Wellesley had his way and he defeated the unit and marched onwards to Srirangapatna where he joined the other British forces. When Srirangapatna was captured and pillaged on May 4, 1799, Sultanpet too met a similar fate. Almost all the buildings in the village were razed to the ground and only a small wall, part of a mosque and graves were left. Even these buildings were razed to the ground a few years ago.
Neither the graves nor the Cenotaphs that once proclaimed the names of the people who were buried here can be seen today. The meandering canal makes a fairly large circular detour and the wilderness seems like an island surrounded by lush green paddy fields.

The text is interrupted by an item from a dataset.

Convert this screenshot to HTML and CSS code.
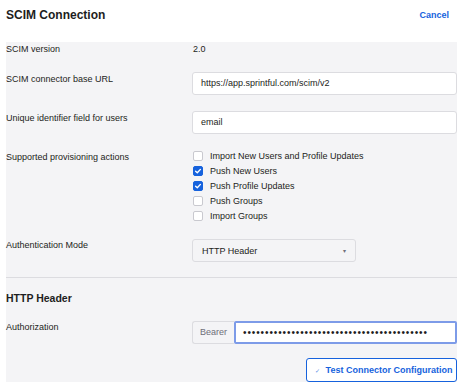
FILE: index.html
```html
<!DOCTYPE html>
<html lang="en">
<head>
  <meta charset="UTF-8" />
  <title>SCIM Connection</title>
  <link rel="stylesheet" href="styles.css">
</head>
<body>

  <div class="header">
    <h1>SCIM Connection</h1>
    <a class="cancel" href="#">Cancel</a>
  </div>

  <div class="panel">
    <div class="row row-version">
      <div class="label">SCIM version</div>
      <div class="value">2.0</div>
    </div>

    <div class="row row-text">
      <div class="label">SCIM connector base URL</div>
      <div class="field"><div class="input">https://app.sprintful.com/scim/v2</div></div>
    </div>

    <div class="row row-text">
      <div class="label">Unique identifier field for users</div>
      <div class="field"><div class="input">email</div></div>
    </div>

    <div class="row row-checks">
      <div class="label">Supported provisioning actions</div>
      <ul class="checks">
        <li><span class="box"></span>Import New Users and Profile Updates</li>
        <li><span class="box on"><svg viewBox="0 0 10 10"><path d="M2.6 5.2 L4.3 6.8 L7.4 3.4" fill="none" stroke="#fff" stroke-width="1.4" stroke-linecap="round" stroke-linejoin="round"/></svg></span>Push New Users</li>
        <li><span class="box on"><svg viewBox="0 0 10 10"><path d="M2.6 5.2 L4.3 6.8 L7.4 3.4" fill="none" stroke="#fff" stroke-width="1.4" stroke-linecap="round" stroke-linejoin="round"/></svg></span>Push Profile Updates</li>
        <li><span class="box"></span>Push Groups</li>
        <li><span class="box"></span>Import Groups</li>
      </ul>
    </div>

    <div class="row row-auth">
      <div class="label">Authentication Mode</div>
      <div class="field"><div class="select">HTTP Header<span class="caret">&#9662;</span></div></div>
    </div>

    <div class="section">
      <h2>HTTP Header</h2>
      <div class="row row-token">
        <div class="label">Authorization</div>
        <div class="field">
          <span class="addon">Bearer</span>
          <div class="input focus">&bull;&bull;&bull;&bull;&bull;&bull;&bull;&bull;&bull;&bull;&bull;&bull;&bull;&bull;&bull;&bull;&bull;&bull;&bull;&bull;&bull;&bull;&bull;&bull;&bull;&bull;&bull;&bull;&bull;&bull;&bull;&bull;&bull;&bull;&bull;&bull;&bull;&bull;&bull;&bull;&bull;&bull;</div>
        </div>
      </div>
      <div class="actions">
        <button class="btn"><span class="tick">&#10003;</span>Test Connector Configuration</button>
      </div>
    </div>
  </div>

</body>
</html>
```

FILE: styles.css
```css
body {
  margin: 0;
  background-color: #ffffff;
  font-family: 'Liberation Sans', Arial, sans-serif;
  font-size: 9px;
  color: #1d1d21;
}
.header {
  display: flex;
  justify-content: space-between;
  align-items: center;
  height: 30px;
  padding: 0 25px 0 6px;
  margin-bottom: 12px;
}
h1 {
  margin: 0;
  font-size: 12px;
  font-weight: bold;
}
.cancel {
  color: #1662dd;
  font-weight: bold;
  font-size: 9px;
  text-decoration: none;
}
.panel {
  margin-left: 6px;
  width: 451px;
  background-color: #f4f4f6;
}
.row {
  display: flex;
  align-items: flex-start;
}
.label {
  width: 186px;
  flex: none;
  line-height: 12px;
  margin-top: 1px;
}
.field {
  flex: 1;
  display: flex;
}
.input {
  flex: 1;
  height: 23px;
  box-sizing: border-box;
  border: 1px solid #dcdce0;
  border-radius: 3px;
  background-color: #ffffff;
  padding: 0 8px;
  line-height: 21px;
}
.row-version {
  height: 30px;
}
.row-version .label, .row-version .value {
  margin-top: 0;
  line-height: 14px;
}
.value {
  padding-left: 1px;
}
.row-text {
  height: 39px;
}
.row-checks {
  height: 89px;
}
.checks {
  list-style: none;
  margin: -2px 0 0 1px;
  padding: 0;
}
.checks li {
  display: flex;
  align-items: center;
  height: 15px;
}
.box {
  width: 10px;
  height: 10px;
  box-sizing: border-box;
  border: 1px solid #c9c9cf;
  border-radius: 2px;
  background-color: #ffffff;
  margin-right: 7px;
}
.box.on {
  background-color: #1662dd;
  border-color: #1662dd;
}
.box svg {
  display: block;
  width: 10px;
  height: 10px;
  margin: -1px;
}
.row-auth {
  height: 38px;
}
.row-auth .label {
  margin-top: 0;
}
.row-auth .field {
  flex: none;
  width: 164px;
}
.select {
  flex: 1;
  display: flex;
  justify-content: space-between;
  align-items: center;
  height: 23px;
  box-sizing: border-box;
  border: 1px solid #dcdce0;
  border-radius: 3px;
  background-color: #f4f4f6;
  padding: 0 9px;
}
.caret {
  font-size: 6px;
  color: #6e6e78;
}
.section {
  border-top: 1px solid #dcdce0;
}
h2 {
  margin: 0;
  padding: 13px 0 16px;
  line-height: 14px;
  font-size: 10.5px;
  font-weight: bold;
}
.row-token {
  height: 37px;
}
.row-token .label {
  margin-top: 0;
}
.addon {
  width: 42px;
  height: 23px;
  box-sizing: border-box;
  border: 1px solid #dcdce0;
  border-right: none;
  border-radius: 3px 0 0 3px;
  background-color: #f4f4f6;
  color: #6e6e78;
  text-align: center;
  line-height: 21px;
}
.input.focus {
  border: 2px solid #7d9be8;
  border-radius: 2px;
  line-height: 19px;
  font-size: 10px;
  letter-spacing: 0.9px;
  padding-left: 7px;
  overflow: hidden;
  white-space: nowrap;
}
.actions {
  display: flex;
  justify-content: flex-end;
}
.btn {
  width: 151px;
  height: 24px;
  border: 1px solid #1662dd;
  border-radius: 3px;
  background-color: #ffffff;
  color: #1662dd;
  font-family: inherit;
  font-size: 9px;
  font-weight: bold;
  padding: 0 0 0 4px;
}
.tick {
  font-size: 6px;
  margin-right: 6px;
  font-weight: normal;
  color: #5b8be6;
}
```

The village of Sultanpet exists but its history is gone and the monuments ravaged by the British and then by insensitive Indians. British historians like Beatson and Frances Buchanan and even Macaulay who has written an account of Srirangapatna, Bangalore and Mysore have studiously ignored the Battle of Sultanpet or glossed over it.
The villagers still point to the place they earlier called Makaana. The only relic of the past appears to be the portion of a wall of a large building.
Today, there is no trace of the battlefield though parts of the tope can still be seen. There is not even a caption or sign board by the ASI or any other body identifying the place. Sultanpet today exists only in history books and it has long been forgotten by the lakhs who traverse the busy Bangalore Mysore road everyday.
Tourists and visitors to Srirangapatna and Mysore are given a talking to on the bravery and exploits of Hyder Ali, Tipu and the rather remarkable achievements of the Wodeyars. None of them, however, even have an inkling of the military importance that Sultanpet once had and the deep impact it left permanently on the future Duke of Wellington who later went on defeat Napolean in the European theatre of war.   
As far as the Government and the authorities go, they have given short shrift to a place that the British would never like to remember. Certainly not Wellesley, who woke up at night, having a nightmare of Sultanpet. The nightmare continued till Wellesley died or so says his biographer Forrest. Another biographer, Wellington: The Iron Duke [ILLUSTRATED] (Paperback)
by Richard Holmes, also alludes to the nightmare and the defeat at Sultanpet.